Nanna Koerstz Madsen (No. 18)
Nanna Koerstz Madsen poses with the trophy on the 18th green after winning the final round of Honda LPGA Thailand at Siam Country Club Pattaya Old Course on March 13, 2022 in Pattaya, Thailand. (Photo by Thananuwat Srirasant/Getty Images)
Broke through with her first LPGA title in Thailand earlier this year, followed by a playoff loss to Thitikul at the JTBC Classic. Has three top-8 finishes in her last six starts at the majors.
Came into the 72nd hole at the AIG Women’s Open last year tied with Anna Nordqvist at Carnoustie. A closing double-bogey that included a shank on the 18th, however, dropped her to a share of fifth.
Amy Olson No. 66
Amy Olson takes a tee shot off the 3rd tee box during the final round of the U.S. Women’s Open golf tournament at Champions Golf Club. (Photo: Erik Williams-USA TODAY Sports)
One of those players who seems to fall in the tougher-the-better category, a winless Olson has twice finished in a share of second at the majors.

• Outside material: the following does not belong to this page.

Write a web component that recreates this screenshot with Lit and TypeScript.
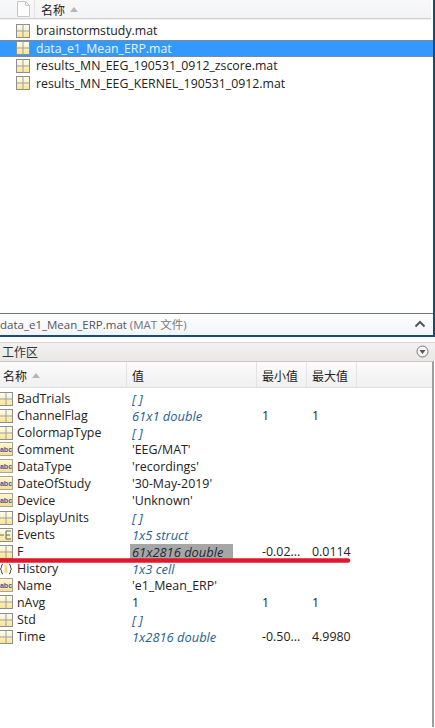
import { LitElement, html, css, svg } from "lit";
import { customElement } from "lit/decorators.js";

type Kind = "grid" | "abc" | "struct" | "cell";
interface Row { name: string; kind: Kind; value: string; blue?: boolean; min?: string; max?: string; hl?: boolean; }

const rows: Row[] = [
  { name: "BadTrials", kind: "grid", value: "[ ]", blue: true },
  { name: "ChannelFlag", kind: "grid", value: "61x1 double", blue: true, min: "1", max: "1" },
  { name: "ColormapType", kind: "grid", value: "[ ]", blue: true },
  { name: "Comment", kind: "abc", value: "'EEG/MAT'" },
  { name: "DataType", kind: "abc", value: "'recordings'" },
  { name: "DateOfStudy", kind: "abc", value: "'30-May-2019'" },
  { name: "Device", kind: "abc", value: "'Unknown'" },
  { name: "DisplayUnits", kind: "grid", value: "[ ]", blue: true },
  { name: "Events", kind: "struct", value: "1x5 struct", blue: true },
  { name: "F", kind: "grid", value: "61x2816 double", blue: true, min: "-0.02...", max: "0.0114", hl: true },
  { name: "History", kind: "cell", value: "1x3 cell", blue: true },
  { name: "Name", kind: "abc", value: "'e1_Mean_ERP'" },
  { name: "nAvg", kind: "grid", value: "1", min: "1", max: "1" },
  { name: "Std", kind: "grid", value: "[ ]", blue: true },
  { name: "Time", kind: "grid", value: "1x2816 double", blue: true, min: "-0.50...", max: "4.9980" },
];

const files = ["brainstormstudy.mat", "data_e1_Mean_ERP.mat", "results_MN_EEG_190531_0912_zscore.mat", "results_MN_EEG_KERNEL_190531_0912.mat"];

const gridIcon = (id: string) => html`<svg width="14" height="14" viewBox="0 0 14 14">
  <defs><linearGradient id=${id} x1="0" y1="0" x2="0" y2="1"><stop offset="0" stop-color="#fffdf0"/><stop offset="1" stop-color="#fbe38e"/></linearGradient></defs>
  <rect x=".5" y=".5" width="13" height="13" fill="url(#${id})" stroke="#8b8f93"/>
  <path d="M7 .5V13.5M.5 7H13.5" stroke="#9aa0a4" fill="none"/>
</svg>`;

const abcIcon = (id: string) => html`<svg width="14" height="14" viewBox="0 0 14 14">
  <defs><linearGradient id=${id} x1="0" y1="0" x2="0" y2="1"><stop offset="0" stop-color="#fff8d8"/><stop offset="1" stop-color="#f5dc90"/></linearGradient></defs>
  <rect x=".5" y=".5" width="13" height="13" fill="url(#${id})" stroke="#a8a592"/>
  ${svg`<text x="7" y="10" text-anchor="middle" font-family="Liberation Sans" font-size="7" font-weight="700" fill="#2f5f9e">abc</text>`}
</svg>`;

const structIcon = (id: string) => html`<svg width="14" height="14" viewBox="0 0 14 14">
  <defs><linearGradient id=${id} x1="0" y1="0" x2="0" y2="1"><stop offset="0" stop-color="#fffdf0"/><stop offset="1" stop-color="#fbe38e"/></linearGradient></defs>
  <rect x=".5" y=".5" width="13" height="13" fill="url(#${id})" stroke="#8b8f93"/>
  <path d="M.5 7H5M12 3H7V11H12M7 7H11" stroke="#55705a" stroke-width="1" fill="none"/>
</svg>`;

const cellIcon = () => html`<svg width="14" height="14" viewBox="0 0 14 14">
  <path d="M4 2C2 2 3 6 1.500 7C3 8 2 12 4 12M10 2C12 2 11 6 12.500 7C11 8 12 12 10 12" stroke="#3c3c3c" fill="none"/>
  <rect x="5.500" y="3" width="3" height="8" fill="#f5dc80"/>
</svg>`;

@customElement("app-root")
export class AppRoot extends LitElement {
  static styles = css`
    :host { display: block; position: relative; width: 435px; height: 728px; overflow: hidden; background: #fff; color: #222; font-family: "Open Sans", "Noto Sans CJK SC", sans-serif; font-size: 12.400px; }
    .files { height: 337px; box-sizing: border-box; border-right: 2px solid #1c4a78; border-bottom: 2px solid #1c4a78; display: flex; flex-direction: column; }
    .fhead { height: 18px; flex: none; display: flex; align-items: center; background: linear-gradient(#f8f8f9, #f2f3f4); border-bottom: 1px solid #d2d2d2; box-shadow: 0 1px 0 #efefef; margin-right: 2px; }
    .docslot { width: 35px; height: 18px; box-sizing: border-box; border-right: 1px solid #e2e2e2; display: flex; align-items: center; justify-content: center; padding-left: 13px; }
    .hname { padding-left: 6px; display: flex; align-items: center; gap: 5px; font-family: "Noto Sans CJK SC", sans-serif; font-size: 12px; }
    .sort { width: 0; height: 0; border-left: 4px solid transparent; border-right: 4px solid transparent; border-bottom: 5px solid #b3b6ba; }
    .flist { flex: 1; padding-top: 3px; font-size: 12.300px; }
    .frow { height: 17.500px; display: flex; align-items: center; gap: 6px; padding-left: 16px; box-sizing: border-box; white-space: nowrap; }
    .frow.sel { background: #3399ff; color: #e8f3ff; border-top: 1px solid #7d8a99; border-bottom: 1px solid #7d8a99; }
    .fstatus { height: 22px; flex: none; box-sizing: border-box; border-top: 1px solid #6b7480; background: linear-gradient(#fff, #f1f4f8); display: flex; align-items: center; justify-content: space-between; padding: 0 7px 1px 0; white-space: nowrap; font-size: 11.500px; color: #777; }
    .fstatus b { font-weight: 400; color: #555; }
    .work { margin-top: 5px; }
    .wtitle { height: 19px; box-sizing: border-box; background: linear-gradient(#f2f1ef, #e9e8e5); border-top: 1px solid #d8d5d0; display: flex; align-items: center; justify-content: space-between; padding: 0 6px 2px 2px; font-family: "Noto Sans CJK SC", sans-serif; font-size: 12px; color: #333; }
    .wtable { border-right: 2px solid #9d9d9d; border-top: 1px solid #c9c9c9; height: 366px; box-sizing: border-box; margin-right: 1px; }
    .thead, .trow { display: grid; grid-template-columns: 127px 130px 50px 50px 1fr; }
    .thead { height: 25px; background: linear-gradient(#fbfbfb, #f0f0f0); border-bottom: 1px solid #dedede; font-family: "Noto Sans CJK SC", sans-serif; font-size: 12px; margin-bottom: 1.500px; }
    .thead > div { display: flex; align-items: center; gap: 5px; padding: 1px 0 0 5px; border-right: 1px solid #e3e3e3; box-sizing: border-box; }
    .thead > div:first-child { padding-left: 3px; }
    .thead > div:last-child { border-right: 0; }
    .trow { height: 17px; align-items: center; white-space: nowrap; }
    .cname { display: flex; align-items: center; gap: 4px; overflow: hidden; }
    .cname svg { margin-left: -1px; flex: none; }
    .cval { padding-left: 5px; }
    .blue { color: #1f5f96; font-style: italic; font-size: 12.900px; }
    .cval span { display: inline-block; line-height: 16px; }
    .hl { background: #a6a6a6; color: #1e2a35; width: 103px; margin-left: -2px; padding-left: 2px; box-sizing: border-box; }
    .cnum { padding-left: 5px; }
    .redline { position: absolute; left: 0; top: 555px; display: block; }
  `;

  render() {
    return html`
      <div class="files">
        <div class="fhead">
          <div class="docslot"><svg width="13" height="16" viewBox="0 0 13 16"><path d="M.5 .5H8.500L12.500 4.500V15.500H.5Z M8.500 .5V4.500H12.500" fill="#fdfdfd" stroke="#c4c6c9"/></svg></div>
          <div class="hname">名称<span class="sort"></span></div>
        </div>
        <div class="flist">
          ${files.map((f, i) => html`<div class="frow ${i === 1 ? "sel" : ""}">${gridIcon("f" + i)}<span>${f}</span></div>`)}
        </div>
        <div class="fstatus">
          <span><b>data_e1_Mean_ERP.mat</b> (MAT 文件)</span>
          <svg width="12" height="8" viewBox="0 0 12 8"><path d="M1.500 6.500L6 2L10.500 6.500" stroke="#555" stroke-width="2" fill="none"/></svg>
        </div>
      </div>
      <div class="work">
        <div class="wtitle">
          <span>工作区</span>
          <svg width="13" height="13" viewBox="0 0 13 13"><circle cx="6.500" cy="6.500" r="5.500" fill="#f4f4f4" stroke="#777"/><path d="M3.500 5H9.500L6.500 9Z" fill="#555"/></svg>
        </div>
        <div class="wtable">
          <div class="thead">
            <div>名称<span class="sort"></span></div><div>值</div><div>最小值</div><div>最大值</div><div></div>
          </div>
          ${rows.map((r, i) => html`<div class="trow">
            <div class="cname">${r.kind === "grid" ? gridIcon("g" + i) : r.kind === "abc" ? abcIcon("g" + i) : r.kind === "struct" ? structIcon("g" + i) : cellIcon()}<span>${r.name}</span></div>
            <div class="cval ${r.blue ? "blue" : ""}"><span class="${r.hl ? "hl" : ""}">${r.value}</span></div>
            <div class="cnum">${r.min ?? ""}</div>
            <div class="cnum">${r.max ?? ""}</div>
            <div></div>
          </div>`)}
        </div>
      </div>
      <svg class="redline" width="352" height="10" viewBox="0 0 352 10"><path d="M0 5.500H348" stroke="#e0182d" stroke-width="4.500" stroke-linecap="round"/></svg>
    `;
  }
}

The first one came at the 2018 Evian, where she double-bogeyed the 72nd hole to lose to Angela Stanford by a stroke.
Olson suffered a heartbreaking loss on Saturday night while contending at the 2020 U.S. Women’s Open, when her father-in-law died unexpectedly. She bravely fought hard to finish T-2 on a bitterly cold Monday finish.
Moriya Jutanuguarn (No. 48)
Moriya Jutanugarn of Thailand plays her shot from the second tee during a pro-am tournament prior to the HSBC Women’s World Championship at Sentosa Golf Club on March 02, 2022 in Singapore. (Photo by Yong Teck Lim/Getty Images)
Two-time winner on the LPGA, the eldest Jutanugarn sister made 23 consecutive cuts at the majors until missing the weekend at the USWO at Olympic last year. She had two top 10s in the majors in 2021, giving her a career total of seven. She has three top 10s at Evian.